If you have that Order in your pocket, how easy is it to get the Business Court to order the representative of an insurance carrier to attend a mediation? It’s most likely tough. The circumstances of the Elliott case were pretty unique. The parties had met for mediation four times. Three insurance carriers had potential liability for Plaintiffs’ claims. A fifth mediation was on the horizon at which the parties said a “global resolution” could not be reached without all carriers being in the room. One carrier had said that its representative would appear. That carrier had attended all four of the previous sessions. Another carrier, whose representative had appeared at two of the previous mediations, opposed the requirement that it attend again. The third carrier said that its representative would be on vacation during the scheduled fifth mediation, but that he could be available by telephone.
Judge McGuire recognized the costs that the carriers would incur by attending and that they had all attended at least some of the previous mediations, but said that:
the spirit of the Mediation Rules requires that the necessary parties continue to participate in the mediation process until either a resolution has been reached or the mediator has determined that an insurmountable impasse has occurred.

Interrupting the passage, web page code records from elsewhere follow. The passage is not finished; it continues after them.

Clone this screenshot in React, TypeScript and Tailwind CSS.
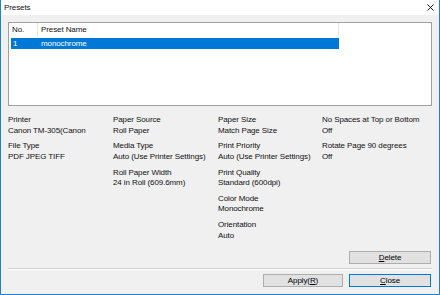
import React from 'react';

interface Field {
  label: string;
  value: string;
}

const columns: Field[][] = [
  [
    { label: 'Printer', value: 'Canon TM-305(Canon' },
    { label: 'File Type', value: 'PDF JPEG TIFF' },
  ],
  [
    { label: 'Paper Source', value: 'Roll Paper' },
    { label: 'Media Type', value: 'Auto (Use Printer Settings)' },
    { label: 'Roll Paper Width', value: '24 in Roll (609.6mm)' },
  ],
  [
    { label: 'Paper Size', value: 'Match Page Size' },
    { label: 'Print Priority', value: 'Auto (Use Printer Settings)' },
    { label: 'Print Quality', value: 'Standard (600dpi)' },
    { label: 'Color Mode', value: 'Monochrome' },
    { label: 'Orientation', value: 'Auto' },
  ],
  [
    { label: 'No Spaces at Top or Bottom', value: 'Off' },
    { label: 'Rotate Page 90 degrees', value: 'Off' },
  ],
];

function Button({ children, primary, width }: { children: React.ReactNode; primary?: boolean; width: string }) {
  return (
    <button
      className={`${width} h-[13px] flex items-center justify-center bg-[#e1e1e1] border text-[8px] leading-none text-black ${
        primary ? 'border-[#0078d7]' : 'border-[#adadad]'
      }`}
    >
      {children}
    </button>
  );
}

export default function App() {
  return (
    <div
      className="w-[440px] h-[295px] flex flex-col border-x border-b border-[#1883d7] bg-[#f0f0f0] text-[#111] whitespace-nowrap tracking-[-0.1px]"
      style={{ fontFamily: '"Liberation Sans", Arial, sans-serif' }}
    >
      {/* title bar */}
      <div className="h-[15px] shrink-0 bg-white flex items-center justify-between pl-[3px] pr-[5px]">
        <span className="text-[8px] leading-none">Presets</span>
        <svg width="7" height="7" viewBox="0 0 7 7" className="text-black">
          <path d="M0.5 0.5 L6.5 6.5 M6.5 0.5 L0.5 6.5" stroke="currentColor" strokeWidth="0.9" />
        </svg>
      </div>

      <div className="flex flex-col px-[7px]">
        {/* preset list */}
        <div className="mt-[7px] w-[424px] h-[84px] bg-white border border-[#a0a0a0] text-[8px]">
          <div className="flex h-[14px] items-center">
            <div className="w-[29px] h-full flex items-center pl-[3px] border-r border-[#e5e5e5]">No.</div>
            <div className="w-[301px] h-full flex items-center pl-[3px] border-r border-[#e5e5e5]">Preset Name</div>
          </div>
          <div className="ml-[2px] mt-[1px] w-[328px] h-[11px] flex items-center bg-[#0078d7] text-white">
            <div className="w-[28px] pl-[2px]">1</div>
            <div className="pl-[2px]">monochrome</div>
          </div>
        </div>

        {/* preset details */}
        <div className="mt-[9px] grid grid-cols-[105px_105px_104px_1fr] text-[8px] leading-[10.5px]">
          {columns.map((col, i) => (
            <div key={i} className="flex flex-col gap-[5.3px]">
              {col.map((f) => (
                <div key={f.label} className="flex flex-col">
                  <span>{f.label}</span>
                  <span>{f.value}</span>
                </div>
              ))}
            </div>
          ))}
        </div>

        <div className="mt-[10px] flex justify-end pr-[1px]">
          <Button width="w-[82px]">
            <span><u>D</u>elete</span>
          </Button>
        </div>

        <div className="mt-[4px] h-[2px] w-[424px] border-t border-[#d0d0d0] border-b border-b-white" />

        <div className="mt-[4px] flex justify-end gap-[6px] pr-[1px]">
          <Button width="w-[80px]">
            <span>Apply(<u>R</u>)</span>
          </Button>
          <Button width="w-[82px]" primary>
            <span><u>C</u>lose</span>
          </Button>
        </div>
      </div>
    </div>
  );
}
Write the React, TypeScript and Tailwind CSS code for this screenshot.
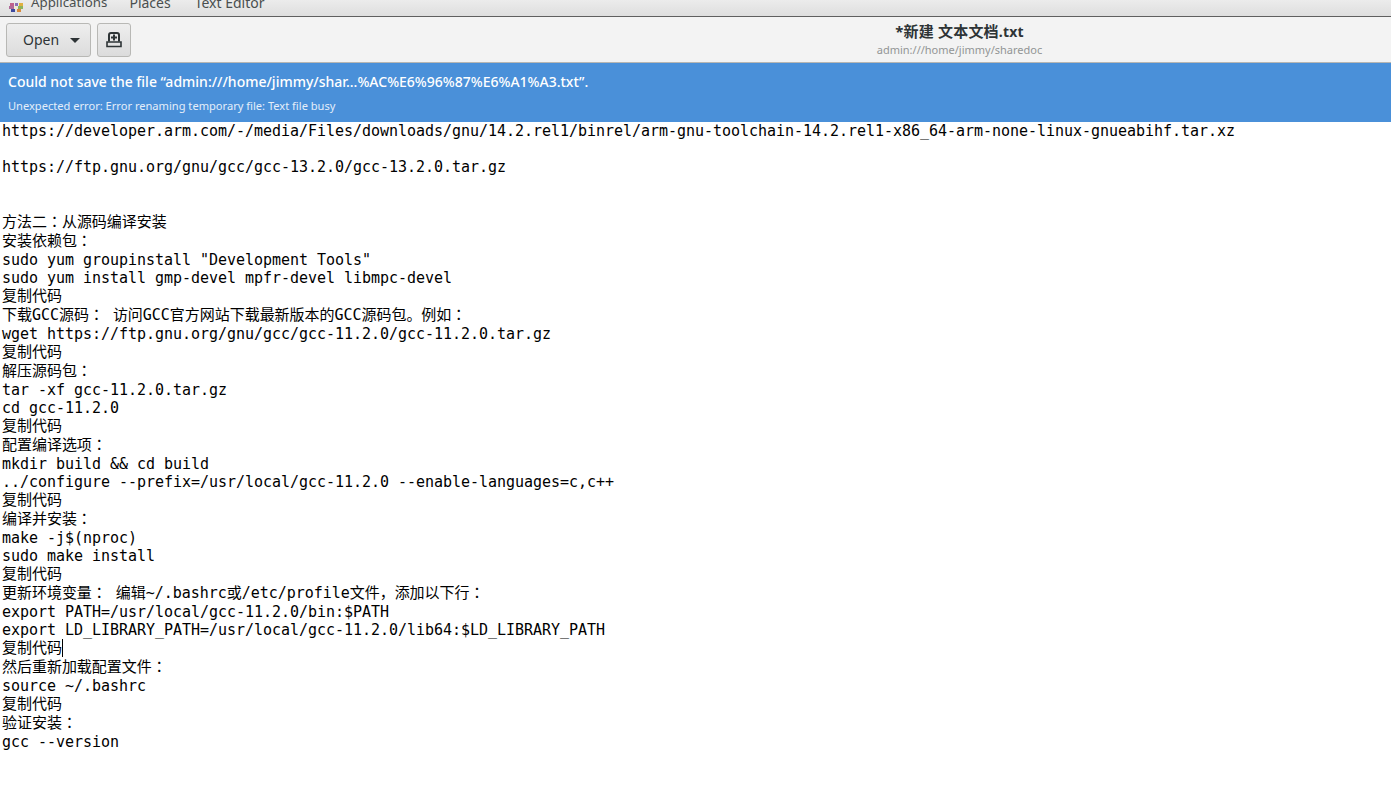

Judge McGuire’s Order required the attorneys for all three carriers to attend what will hopefully be the final mediation session. and for representatives of two of the carriers to appear in person. The representative who had an already planned vacation? He doesn’t have to appear in person, but was ordered to be available by telephone “from the starting time of the mediated settlement conference until such time as the mediator declares the mediation closed.” Order ¶14. That requirement could still ruin a vacation.